What a Homemade Solution Could Say About Comfort
Being a seating & mobility professional often calls for keen powers of observation to pick up the cues that caregivers or family members might not notice, and that your client might not mention.
For instance, asked about what a wheelchair user’s lack of comfort might “look” like, Stephanie Tanguay, OTR, ATP, clinical education specialist at Motion Concepts, observes the client’s current seating system.
“Consumers who have intact or partially intact sensation are acutely aware of their ‘discomfort’ and can be incredibly persistent in communicating that,” she says. “One thing I watch for is consumers who have ‘added onto’ their wheelchair seating systems with home-found materials.”
The presence of those extra items, Tanguay says, might be an attempt to make the seating system more comfortable.

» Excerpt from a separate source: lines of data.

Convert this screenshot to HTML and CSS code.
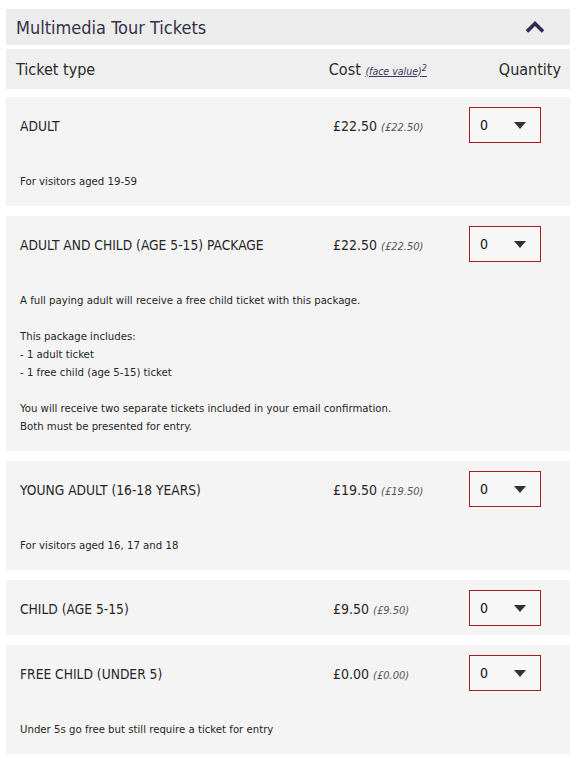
FILE: index.html
```html
<!DOCTYPE html>
<html lang="en">
<head>
<meta charset="utf-8">
<title>Multimedia Tour Tickets</title>
<link rel="stylesheet" href="styles.css">
</head>
<body>
<div class="panel">
  <div class="panel-head">
    <h2 class="panel-title">Multimedia Tour Tickets</h2>
    <svg class="chevron" width="20" height="14" viewBox="0 0 20 14"><polyline points="2,11.5 10,3.5 18,11.5" fill="none" stroke="#2f2b4d" stroke-width="3.6"/></svg>
  </div>
  <div class="col-head">
    <span class="col-type">Ticket type</span>
    <span class="col-cost">Cost <a class="face" href="#">(face value)<sup>2</sup></a></span>
    <span class="col-qty">Quantity</span>
  </div>

  <div class="card">
    <div class="row">
      <span class="name">ADULT</span>
      <span class="cost">£22.50 <i>(£22.50)</i></span>
      <div class="select"><span>0</span><span class="tri"></span></div>
    </div>
    <div class="desc">For visitors aged 19-59</div>
  </div>

  <div class="card">
    <div class="row">
      <span class="name">ADULT AND CHILD (AGE 5-15) PACKAGE</span>
      <span class="cost">£22.50 <i>(£22.50)</i></span>
      <div class="select"><span>0</span><span class="tri"></span></div>
    </div>
    <div class="desc">A full paying adult will receive a free child ticket with this package.<br><br>This package includes:<br>- 1 adult ticket<br>- 1 free child (age 5-15) ticket<br><br>You will receive two separate tickets included in your email confirmation.<br>Both must be presented for entry.</div>
  </div>

  <div class="card">
    <div class="row">
      <span class="name">YOUNG ADULT (16-18 YEARS)</span>
      <span class="cost">£19.50 <i>(£19.50)</i></span>
      <div class="select"><span>0</span><span class="tri"></span></div>
    </div>
    <div class="desc">For visitors aged 16, 17 and 18</div>
  </div>

  <div class="card">
    <div class="row">
      <span class="name">CHILD (AGE 5-15)</span>
      <span class="cost">£9.50 <i>(£9.50)</i></span>
      <div class="select"><span>0</span><span class="tri"></span></div>
    </div>
  </div>

  <div class="card">
    <div class="row">
      <span class="name">FREE CHILD (UNDER 5)</span>
      <span class="cost">£0.00 <i>(£0.00)</i></span>
      <div class="select"><span>0</span><span class="tri"></span></div>
    </div>
    <div class="desc">Under 5s go free but still require a ticket for entry</div>
  </div>
</div>
</body>
</html>
```
FILE: styles.css
```css
* { box-sizing: border-box; }
html, body { margin: 0; padding: 0; background: #fff; }
body {
  font-family: "DejaVu Sans Condensed", "DejaVu Sans", sans-serif;
  color: #222;
}
.panel {
  margin: 9px 7px 0 6px;
  display: flex;
  flex-direction: column;
}
.panel-head {
  height: 36px;
  background: #ececec;
  display: flex;
  align-items: center;
  justify-content: space-between;
  padding: 0 25px 0 10px;
}
.panel-title {
  margin: 0;
  font-weight: normal;
  font-size: 18px;
  color: #34324a;
}
.chevron { display: block; }
.col-head {
  margin-top: 4px;
  height: 40px;
  background: #efefef;
  display: flex;
  align-items: center;
  padding: 0 9px 0 10px;
  font-size: 16px;
  color: #2a2a2a;
}
.col-type { flex: 1; }
.col-cost { width: 170px; }
.face {
  font-style: italic;
  font-size: 10.5px;
  color: #3b3a5e;
  text-decoration: underline;
}
.face sup { font-size: 9px; }
.col-qty { text-align: right; }
.card {
  margin-top: 8px;
  background: #f4f4f4;
  padding: 10px 29px 9px 14px;
}
.card + .card { margin-top: 10px; }
.row {
  display: flex;
  align-items: center;
  height: 36px;
}
.name { flex: 1; font-size: 13.7px; color: #262626; padding-top: 2px; }
.cost { width: 136px; font-size: 14px; color: #262626; padding-top: 2px; }
.cost i { font-size: 11px; color: #555; }
.select {
  width: 72px;
  height: 36px;
  border: 1px solid #a61e22;
  background: #f7f7f7;
  display: flex;
  align-items: center;
  justify-content: space-between;
  padding: 0 14px 0 10px;
  font-size: 14px;
  color: #111;
}
.tri {
  width: 0;
  height: 0;
  border-left: 6.5px solid transparent;
  border-right: 6.5px solid transparent;
  border-top: 7px solid #333;
}
.desc {
  margin: 30px 0 6px;
  font-size: 11.3px;
  line-height: 18px;
  color: #262626;
}
```
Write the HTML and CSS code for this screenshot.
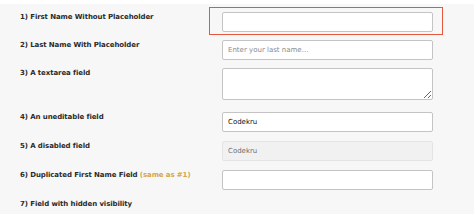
FILE: index.html
```html
<!DOCTYPE html>
<html>
<head>
<meta charset="utf-8">
<link rel="stylesheet" href="styles.css">
</head>
<body>
<div class="page">
  <form class="form">
    <div class="row row-top">
      <label class="label">1) First Name Without Placeholder</label>
      <input class="field" type="text">
      <span class="highlight"></span>
    </div>
    <div class="row row-top">
      <label class="label">2) Last Name With Placeholder</label>
      <input class="field" type="text" placeholder="Enter your last name...">
    </div>
    <div class="row row-tall">
      <label class="label">3) A textarea field</label>
      <textarea class="field area"></textarea>
    </div>
    <div class="row">
      <label class="label">4) An uneditable field</label>
      <input class="field" type="text" value="Codekru" readonly>
    </div>
    <div class="row">
      <label class="label">5) A disabled field</label>
      <input class="field" type="text" value="Codekru" disabled>
    </div>
    <div class="row">
      <label class="label">6) Duplicated First Name Field <span class="note">(same as #1)</span></label>
      <input class="field" type="text">
    </div>
    <div class="row">
      <label class="label">7) Field with hidden visibility</label>
    </div>
  </form>
</div>
</body>
</html>
```

FILE: styles.css
```css
html, body {
  margin: 0;
  padding: 0;
  background: #ffffff;
}
.page {
  margin-top: 4px;
  height: 210px;
  background: #f7f7f7;
  overflow: hidden;
}
.form {
  padding: 8px 0 0 20px;
  display: flex;
  flex-direction: column;
}
.row {
  position: relative;
  display: flex;
  align-items: flex-start;
  margin-bottom: 9px;
}
.row-top {
  margin-bottom: 8px;
}
.row-tall {
  margin-bottom: 12px;
}
.label {
  width: 202px;
  flex: none;
  font-family: "DejaVu Sans", sans-serif;
  font-weight: bold;
  font-size: 7px;
  line-height: 11px;
  color: #2b2b2b;
  letter-spacing: -0.1px;
}
.note {
  color: #d6a54a;
}
.field {
  box-sizing: border-box;
  width: 211px;
  height: 20px;
  margin: 0;
  padding: 0 5px;
  border: 1px solid #c4c4c4;
  border-radius: 2px;
  background: #ffffff;
  font-family: "DejaVu Sans", sans-serif;
  font-size: 7px;
  color: #111;
  outline: none;
}
.field::placeholder {
  color: #8a8a8a;
}
.area {
  height: 32px;
  display: block;
}
.field:disabled {
  background: #f1f1f1;
  border-color: #e4e4e4;
  color: #6f6f6f;
}
.highlight {
  position: absolute;
  left: 189px;
  top: -5px;
  width: 234px;
  height: 28px;
  box-sizing: border-box;
  border: 1.5px solid #e4573f;
  pointer-events: none;
}
```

“I believe that the addition of various foam pieces, faux sheepskin, old sofa pillows or even multiple cushions combined together are an indication of the consumer searching for comfort,” she notes. “It can be challenging to explain how thicker lays of material on the seat surface can become detrimental — raising the seat-to-floor height excessively — or the combination of several pillows for a resolution of back pain is leading to other issues because it is limiting seat depth.”
So while these homemade solutions might not ultimately be helpful — and in some cases can make matters worse in the long run — they might succeed at one task: Hinting to the assistive technology professional that something’s amiss and needs to be addressed.